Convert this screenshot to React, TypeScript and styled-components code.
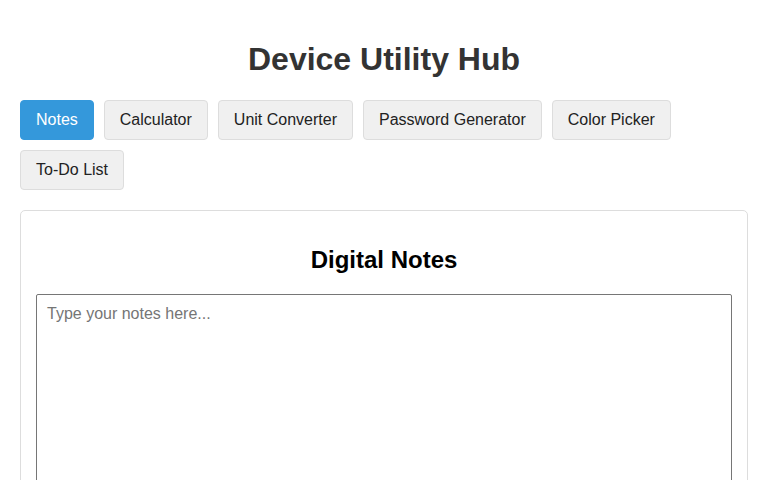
import { useState } from "react";
import styled, { createGlobalStyle, css } from "styled-components";

const GlobalStyle = createGlobalStyle`
  body {
    margin: 0;
    padding: 20px;
    font-family: "Liberation Sans", Arial, sans-serif;
    background: #fff;
    color: #000;
  }
`;

const Title = styled.h1`
  text-align: center;
  color: #333;
  font-size: 32px;
  margin: 21px 0 22px;
`;

const Tabs = styled.nav`
  display: flex;
  flex-wrap: wrap;
  gap: 10px;
  margin-bottom: 20px;
`;

const TabButton = styled.button<{ $active: boolean }>`
  font-family: inherit;
  font-size: 16px;
  line-height: 18px;
  padding: 10px 15px;
  border: 1px solid #ddd;
  border-radius: 4px;
  background: #f0f0f0;
  color: #222;
  cursor: pointer;

  ${(props) =>
    props.$active &&
    css`
      background: #3498db;
      border-color: #3498db;
      color: #fff;
    `}
`;

const Card = styled.section`
  border: 1px solid #ddd;
  border-radius: 5px;
  padding: 15px;
  background: #fff;
`;

const CardTitle = styled.h2`
  text-align: center;
  font-size: 24px;
  margin: 20px 0;
`;

const NotesArea = styled.textarea`
  display: block;
  box-sizing: border-box;
  width: 100%;
  height: 300px;
  padding: 10px;
  font-family: inherit;
  font-size: 16px;
  border: 1px solid #767676;
  border-radius: 2px;
  resize: vertical;

  &::placeholder {
    color: #757575;
  }
`;

const tools = [
  "Notes",
  "Calculator",
  "Unit Converter",
  "Password Generator",
  "Color Picker",
  "To-Do List",
];

function App() {
  const [active, setActive] = useState("Notes");
  const [notes, setNotes] = useState("");

  return (
    <>
      <GlobalStyle />
      <Title>Device Utility Hub</Title>
      <Tabs>
        {tools.map((tool) => (
          <TabButton
            key={tool}
            $active={tool === active}
            onClick={() => setActive(tool)}
          >
            {tool}
          </TabButton>
        ))}
      </Tabs>
      <Card>
        <CardTitle>Digital Notes</CardTitle>
        <NotesArea
          placeholder="Type your notes here..."
          value={notes}
          onChange={(e) => setNotes(e.target.value)}
        />
      </Card>
    </>
  );
}

export default App;
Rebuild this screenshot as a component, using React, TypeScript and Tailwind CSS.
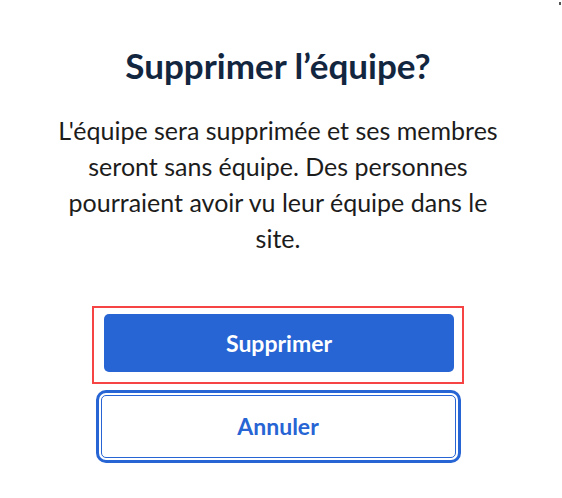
import React from 'react';

const App: React.FC = () => {
  return (
    <div className="relative min-h-screen bg-white font-['Lato',sans-serif]">
      <div className="absolute right-[1px] top-[2px] h-[3px] w-[2px] bg-[#555]" />
      <div className="flex flex-col items-center pr-[6px] pt-[43px]">
        <h2 className="text-[35px] font-bold leading-[44px] text-[#13263f]">Supprimer l’équipe?</h2>
        <p className="mt-[25px] text-center text-[25px] leading-[36px] text-[#1c1c1c]">
          L'équipe sera supprimée et ses membres
          <br />
          seront sans équipe. Des personnes
          <br />
          pourraient avoir vu leur équipe dans le
          <br />
          site.
        </p>
        <div className="mt-[50px] w-[372px] border-2 border-[#f64444] pb-[10px] pl-[10px] pr-[8px] pt-[6px]">
          <button className="h-[58px] w-full rounded-[5px] bg-[#2764d4] text-[23px] font-bold text-white">
            Supprimer
          </button>
        </div>
        <button className="mt-[11px] h-[63px] w-[355px] rounded-[5px] border border-[#2764d4] bg-white text-[23px] font-bold text-[#2764d4] outline-[3px] outline-offset-2 outline-[#2764d4] outline-solid">
          Annuler
        </button>
      </div>
    </div>
  );
};

export default App;
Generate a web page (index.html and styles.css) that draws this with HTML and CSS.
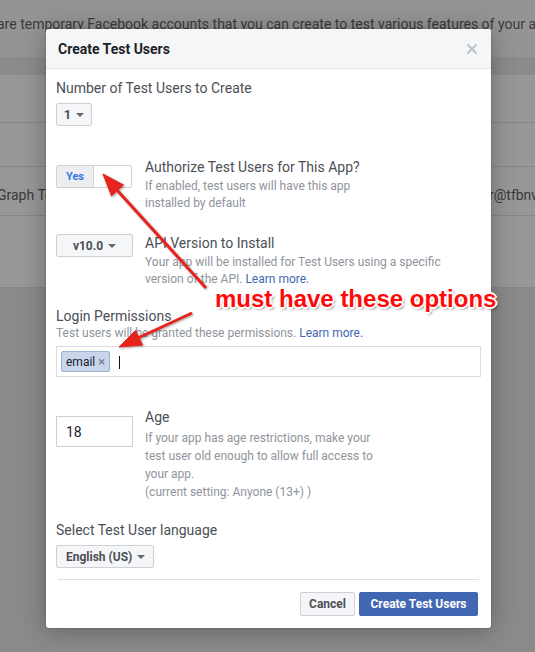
FILE: index.html
```html
<!DOCTYPE html>
<html>
<head>
<meta charset="utf-8">
<title>Create Test Users</title>
<link rel="stylesheet" href="styles.css">
</head>
<body>
<div class="page">
  <p class="intro">are temporary Facebook accounts that you can create to test various features of your app.</p>
  <div class="table">
    <div class="thead"></div>
    <div class="row r1"></div>
    <div class="row r2"></div>
    <div class="row r3"><span class="cell-left">Graph Test User</span><span class="cell-right">r@tfbnw.net</span></div>
    <div class="row r4"></div>
  </div>
</div>

<div class="modal">
  <div class="modal-head">
    <h2>Create Test Users</h2>
    <svg class="close" width="10" height="10" viewBox="0 0 10 10"><path d="M1 1L9 9M9 1L1 9" stroke="#bec2c9" stroke-width="2" stroke-linecap="square"/></svg>
  </div>
  <div class="modal-body">
    <div class="field">
      <div class="lbl">Number of Test Users to Create</div>
      <div class="select sel-num">1<i class="caret"></i></div>
    </div>

    <div class="opt opt-auth">
      <div class="ctrl">
        <div class="toggle"><span class="on">Yes</span><span class="off"></span></div>
      </div>
      <div class="txt">
        <div class="lbl">Authorize Test Users for This App?</div>
        <div class="desc narrow">If enabled, test users will have this app installed by default</div>
      </div>
    </div>

    <div class="opt opt-api">
      <div class="ctrl">
        <div class="select sel-api">v10.0<i class="caret"></i></div>
      </div>
      <div class="txt">
        <div class="lbl">API Version to Install</div>
        <div class="desc wide">Your app will be installed for Test Users using a specific version of the API. <span class="link">Learn more.</span></div>
      </div>
    </div>

    <div class="field perm">
      <div class="lbl">Login Permissions</div>
      <div class="desc">Test users will be granted these permissions. <span class="link">Learn more.</span></div>
      <div class="tokens">
        <span class="token">email<span class="x">×</span></span>
        <span class="cursor"></span>
      </div>
    </div>

    <div class="opt opt-age">
      <div class="ctrl">
        <div class="num">18</div>
      </div>
      <div class="txt">
        <div class="lbl">Age</div>
        <div class="desc age-desc narrow">If your app has age restrictions, make your test user old enough to allow full access to your app.<br>(current setting: Anyone (13+) )</div>
      </div>
    </div>

    <div class="field lang">
      <div class="lbl">Select Test User language</div>
      <div class="select sel-lang">English (US)<i class="caret"></i></div>
    </div>
  </div>
  <div class="modal-foot">
    <button class="btn btn-cancel">Cancel</button>
    <button class="btn btn-primary">Create Test Users</button>
  </div>
</div>

<div class="annot">
  <svg class="arrows" width="535" height="652" viewBox="0 0 535 652">
    <g fill="#e8231d" stroke="#e8231d">
      <line x1="206" y1="288" x2="116" y2="189" stroke-width="3"/>
      <polygon points="103,174 123.5,185 111.5,196" stroke-width="1" stroke-linejoin="round"/>
      <line x1="192" y1="313" x2="137" y2="338.5" stroke-width="3"/>
      <polygon points="119,347 135.5,330.5 142.5,345" stroke-width="1" stroke-linejoin="round"/>
    </g>
  </svg>
  <div class="note">must have these options</div>
</div>
</body>
</html>
```

FILE: styles.css
```css
* { box-sizing: border-box; }
html, body { margin: 0; padding: 0; }
body {
  width: 535px;
  height: 652px;
  overflow: hidden;
  position: relative;
  background: #8a8a8a;
  font-family: Roboto, "Liberation Sans", sans-serif;
}

/* dimmed page behind the dialog */
.page { height: 652px; }
.intro {
  margin: 0;
  height: 57px;
  padding-top: 15px;
  background: #949494;
  color: #3a3a3a;
  font-size: 14px;
  line-height: 18px;
  white-space: nowrap;
  text-indent: -3px;
  overflow: hidden;
}
.thead { height: 18px; background: #8b8b8b; }
.row { background: #979797; border-top: 1px solid #868686; }
.r1 { height: 47px; border-top: 0; }
.r2 { height: 44px; }
.r3 {
  height: 49px;
  padding-top: 19px;
  display: grid;
  grid-template-columns: 489px auto;
  color: #3a3a3a;
  font-size: 14px;
  line-height: 18px;
  white-space: nowrap;
}
.cell-left { margin-left: -3px; }
.r4 { height: 73px; border-bottom: 1px solid #868686; }

/* dialog */
.modal {
  position: absolute;
  left: 46px;
  top: 29px;
  width: 445px;
  background: #fff;
  border-radius: 3px;
  overflow: hidden;
  box-shadow: 0 2px 24px rgba(0, 0, 0, 0.3), 0 0 0 1px rgba(0, 0, 0, 0.08);
}
.modal-head {
  height: 40px;
  background: #f5f6f7;
  border-bottom: 1px solid #e5e5e5;
  display: flex;
  align-items: center;
  justify-content: space-between;
  padding: 0 14px 0 12px;
}
.modal-head h2 {
  margin: 0;
  font-size: 14px;
  line-height: 18px;
  font-weight: bold;
  color: #1d2129;
}
.close { display: block; }

.modal-body { padding: 10px 10px 0; }
.lbl {
  font-size: 14px;
  line-height: 18px;
  color: #4b4f56;
}
.desc {
  font-size: 12px;
  line-height: 17px;
  color: #90949c;
}
.narrow { max-width: 240px; }
.wide { max-width: 305px; }
.link { color: #4267b2; }

.select {
  display: inline-flex;
  align-items: center;
  justify-content: center;
  gap: 5px;
  height: 23px;
  padding: 0 8px;
  background: #f5f6f7;
  border: 1px solid #ced0d4;
  border-radius: 2px;
  font-size: 12px;
  font-weight: bold;
  color: #4b4f56;
  white-space: nowrap;
}
.caret {
  display: block;
  flex: none;
  width: 0;
  height: 0;
  border-left: 4px solid transparent;
  border-right: 4px solid transparent;
  border-top: 4px solid #606770;
  margin-top: 1px;
}
.sel-num { width: 36px; margin-top: 6px; font-size: 13px; }
.sel-api { width: 77px; }

.opt { display: flex; gap: 12px; }
.ctrl { width: 77px; flex: none; }
.opt-auth { margin-top: 32px; }
.opt-auth .desc { margin-top: 2px; }
.toggle {
  display: flex;
  width: 76px;
  height: 23px;
  margin-top: 7px;
  border: 1px solid #ced0d4;
  border-radius: 2px;
  overflow: hidden;
}
.toggle .on {
  width: 37px;
  display: flex;
  align-items: center;
  justify-content: center;
  background: #ebedf0;
  border-right: 1px solid #ced0d4;
  color: #3578e5;
  font-size: 11px;
  font-weight: bold;
}
.toggle .off { flex: 1; background: #fff; }

.opt-api { margin-top: 22px; }
.opt-api .desc { margin-top: 2px; }

.perm { margin-top: 19px; }
.tokens {
  margin-top: 4px;
  height: 31px;
  border: 1px solid #dadde1;
  display: flex;
  align-items: center;
  padding: 0 4px;
  gap: 9px;
}
.token {
  display: inline-flex;
  align-items: center;
  gap: 3px;
  height: 21px;
  padding: 0 4px 0 4px;
  background: #c9d5ea;
  border: 1px solid #9cb3d8;
  border-radius: 2px;
  font-size: 12px;
  color: #1d2129;
}
.token .x { color: #7f8791; font-size: 13px; font-weight: bold; }
.cursor { width: 1px; height: 13px; background: #111; margin-top: 2px; }

.opt-age { margin-top: 31px; }
.num {
  margin-top: 8px;
  width: 77px;
  height: 31px;
  border: 1px solid #ccd0d5;
  display: flex;
  align-items: center;
  padding-left: 9px;
  font-size: 14px;
  color: #1d2129;
}
.age-desc { margin-top: 3px; line-height: 18px; }

.lang { margin-top: 20px; }
.sel-lang { margin-top: 6px; padding: 0 8px 0 9px; }

.modal-foot {
  margin: 11px 12px 0;
  border-top: 1px solid #dddfe2;
  padding: 12px 1px 12px 0;
  display: flex;
  justify-content: flex-end;
  gap: 4px;
}
.btn {
  height: 24px;
  padding: 0 8px;
  border-radius: 2px;
  font-family: Roboto, "Liberation Sans", sans-serif;
  font-size: 12px;
  font-weight: bold;
  line-height: 22px;
}
.btn-cancel {
  width: 55px;
  background: #f5f6f7;
  border: 1px solid #ced0d4;
  color: #4b4f56;
}
.btn-primary {
  width: 119px;
  background: #4267b2;
  border: 1px solid #4267b2;
  color: #fff;
}

/* annotation overlay */
.arrows {
  position: absolute;
  left: 0;
  top: 0;
  pointer-events: none;
  filter: drop-shadow(1px 1px 1px rgba(0, 0, 0, 0.35));
}
.note {
  position: absolute;
  left: 215px;
  top: 285px;
  font-family: "Liberation Sans", Arial, sans-serif;
  font-size: 24px;
  line-height: 28px;
  font-weight: bold;
  color: #ff0a0a;
  white-space: nowrap;
  text-shadow:
    -1px -1px 0 #fff, 1px -1px 0 #fff, -1px 1px 0 #fff, 1px 1px 0 #fff,
    0 -2px 0 #fff, 0 2px 0 #fff, -2px 0 0 #fff, 2px 0 0 #fff,
    2px 2px 3px rgba(0, 0, 0, 0.55);
}
```
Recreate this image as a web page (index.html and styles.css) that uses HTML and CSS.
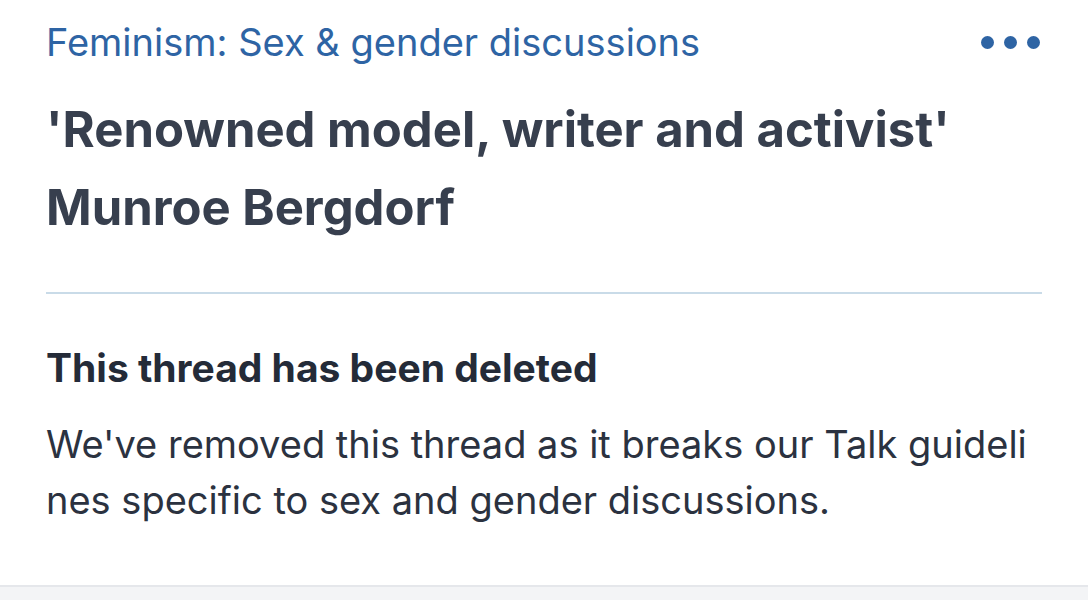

****************

### [EXERCISE]
Copy nothing but the lines above that run from the one with "Rebuild this screenshot" to the one with "import React from 'react';", ends included; pictures stay out.

### [RESPONSE]
Rebuild this screenshot as a component, using React, TypeScript and Tailwind CSS.
import React from 'react';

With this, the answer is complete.